Since then I have battled with not only myself, but others too, to figure out exactly what that means for me and my life. The simple fact is that nobody, not even the doctors that diagnosed and 'treated' me, ever took it seriously enough to consider it a real issue. Not even some of the people closest to me see it as anything more than "just bad period cramps" or "irregular periods" that can be 'fixed' with vegetables, exercise and gummy vitamins. While the first two assumptions are aspects of it, the nuances surrounding this condition are so under-researched and so over-ignored that even I, having carried this soul-destroying monster within me for nine years, only today, on Friday 14th March 2021, realised I have a chronic illness.


Finally. Something that makes it sound how it feels; chronic.


You see PcOS as 'irregular periods'; I feel it as the near-constant anxiety and real danger of the next excruciating period that knocks me unconscious, possibly in public and possibly for days, effecting any professional, social and personal life I have.

You see PcOS as me in bed crying from the 'bad cramps'; I feel it as a pain so strong, so torturously severe that I pray the next wave either knocks me out or kills me entirely just so I don't have to feel it anymore.

You see PcOS as 'trouble losing weight'; I feel it as having body dysmorphia since I was 12, a constant disconnect between how I think I look and how I actually do. I live it as varying severities of varying eating disorders over the years, sobbing over the bathroom scales because nothing I do will make that number go down and stay there.

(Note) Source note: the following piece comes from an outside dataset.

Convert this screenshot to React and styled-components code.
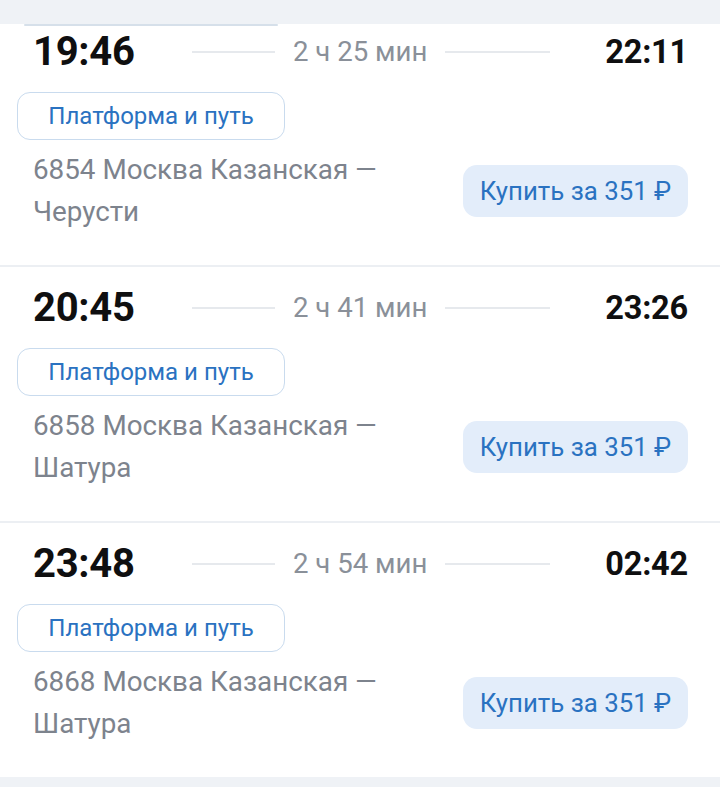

You see PcOS as 'fertility difficulties', I live it as spending my teenage years debating whether the small chance of me maybe wanting biological children in the future is worth me not getting a hysterectomy, something that would give me the chance to live a more 'normal life' but disappoint my mum's hope for two sets of grandchildren in the process.

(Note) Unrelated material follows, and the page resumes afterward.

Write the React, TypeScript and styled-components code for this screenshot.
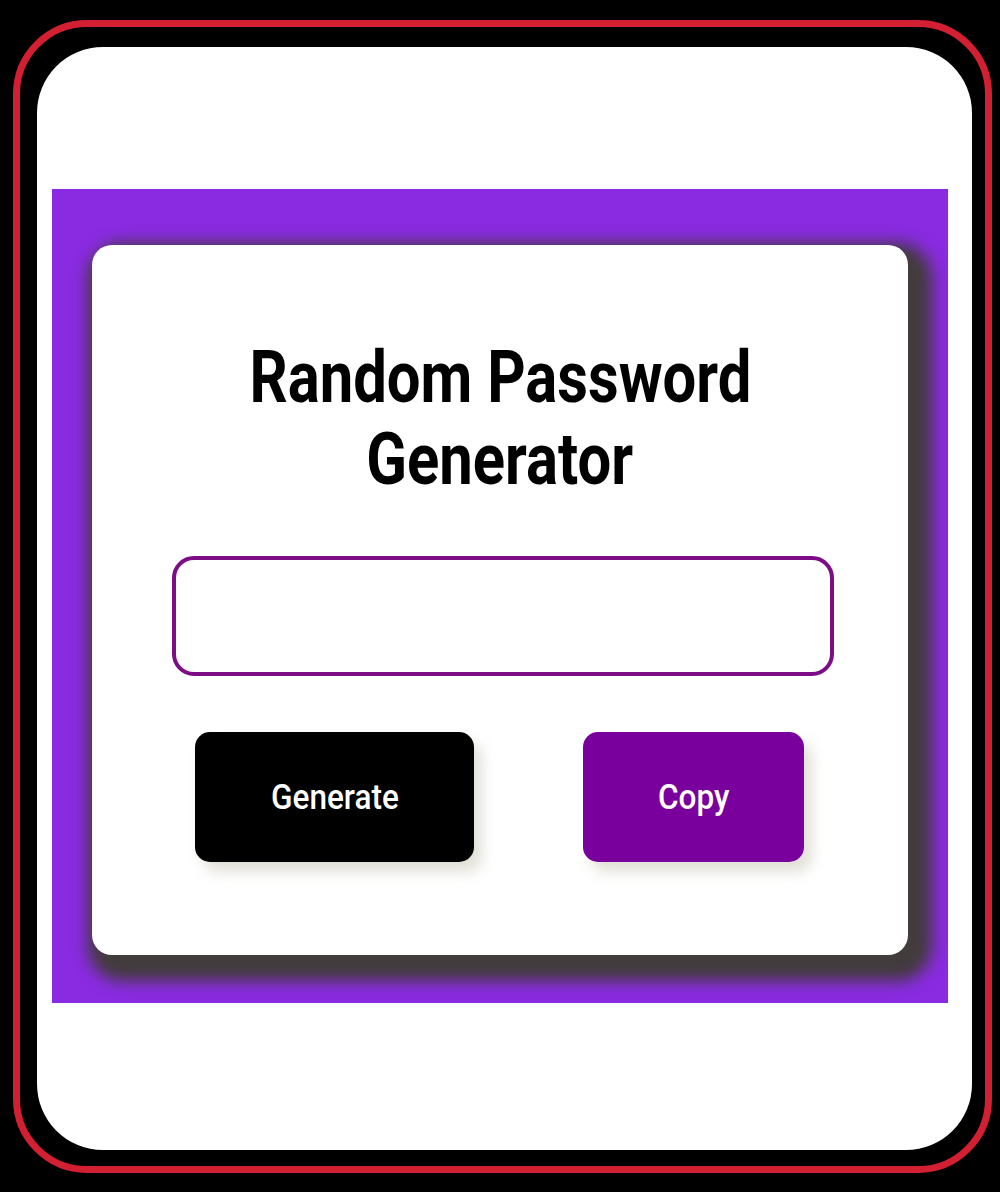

(And they're just some of only the physical symptoms).


Nine years, alone, questioning, constantly comparing the life I want to the life others want for me, the life society thinks I should have and the life I'll actually be able to live, all before the age of 21.


The label of "chronically ill" in itself has an odd kind of venom within it. Though the title may slightly ease the continual accusations of me "exaggerating" or even "faking how bad it really is", it also brings the hens home to roost. For almost a decade I've held on hope that it might, at some point, get better. The truth is however, that while the symptoms could become less severe, the damage is already done.

Nobody talks about the psychological, emotional and interpersonal scars this disease leaves you with because, well, nobody bothers. It's a 'women's issue' something the NHS "won't properly treat [me] for until [I] decide to get pregnant" (a direct quotation from my GP). While I am beyond grateful for our NHS and its workers, what I am not grateful for is the passive-aggressive sexism and patient blaming that happens within it. Instead of guiding me through an already difficult puberty, I was shoved on the contraceptive pill and told to get on with life.

At no point during my diagnosis or after had an adult, doctor or otherwise, sat me down and told me that I am chronically ill. The day of that ultrasound scan, I returned to school knowing nothing of the life sentence I had just been handed, other than what I read on Google during the 30 minute drive from the hospital. I spent hours in bed that night, terrified, shaking and desperate to know what this 'thing' was.

The truth is, I still don't know.


I don't think I ever will.

Every time I think I know, every time I think I have it under control, the rug is not only swept out from underneath me, but I am rolled up in it and shoved into a furnace to burn while my life, the life I should be living, passes by me so completely unattainable that it's not even worth trying to get out of bed for anymore.


I have a chronic illness and I'm angry. I'm angry at my body. I'm angry at the the doctors. I'm angry at the people that still don't believe me. I'm angry at the people who never once thought to talk this thing through with me. I'm angry at the universe. I'm angry at science.

I'm angry at myself.

I'm angry that no matter how hard I try, no matter how many pills, surgeries or therapy sessions I have, I am always going to be angry.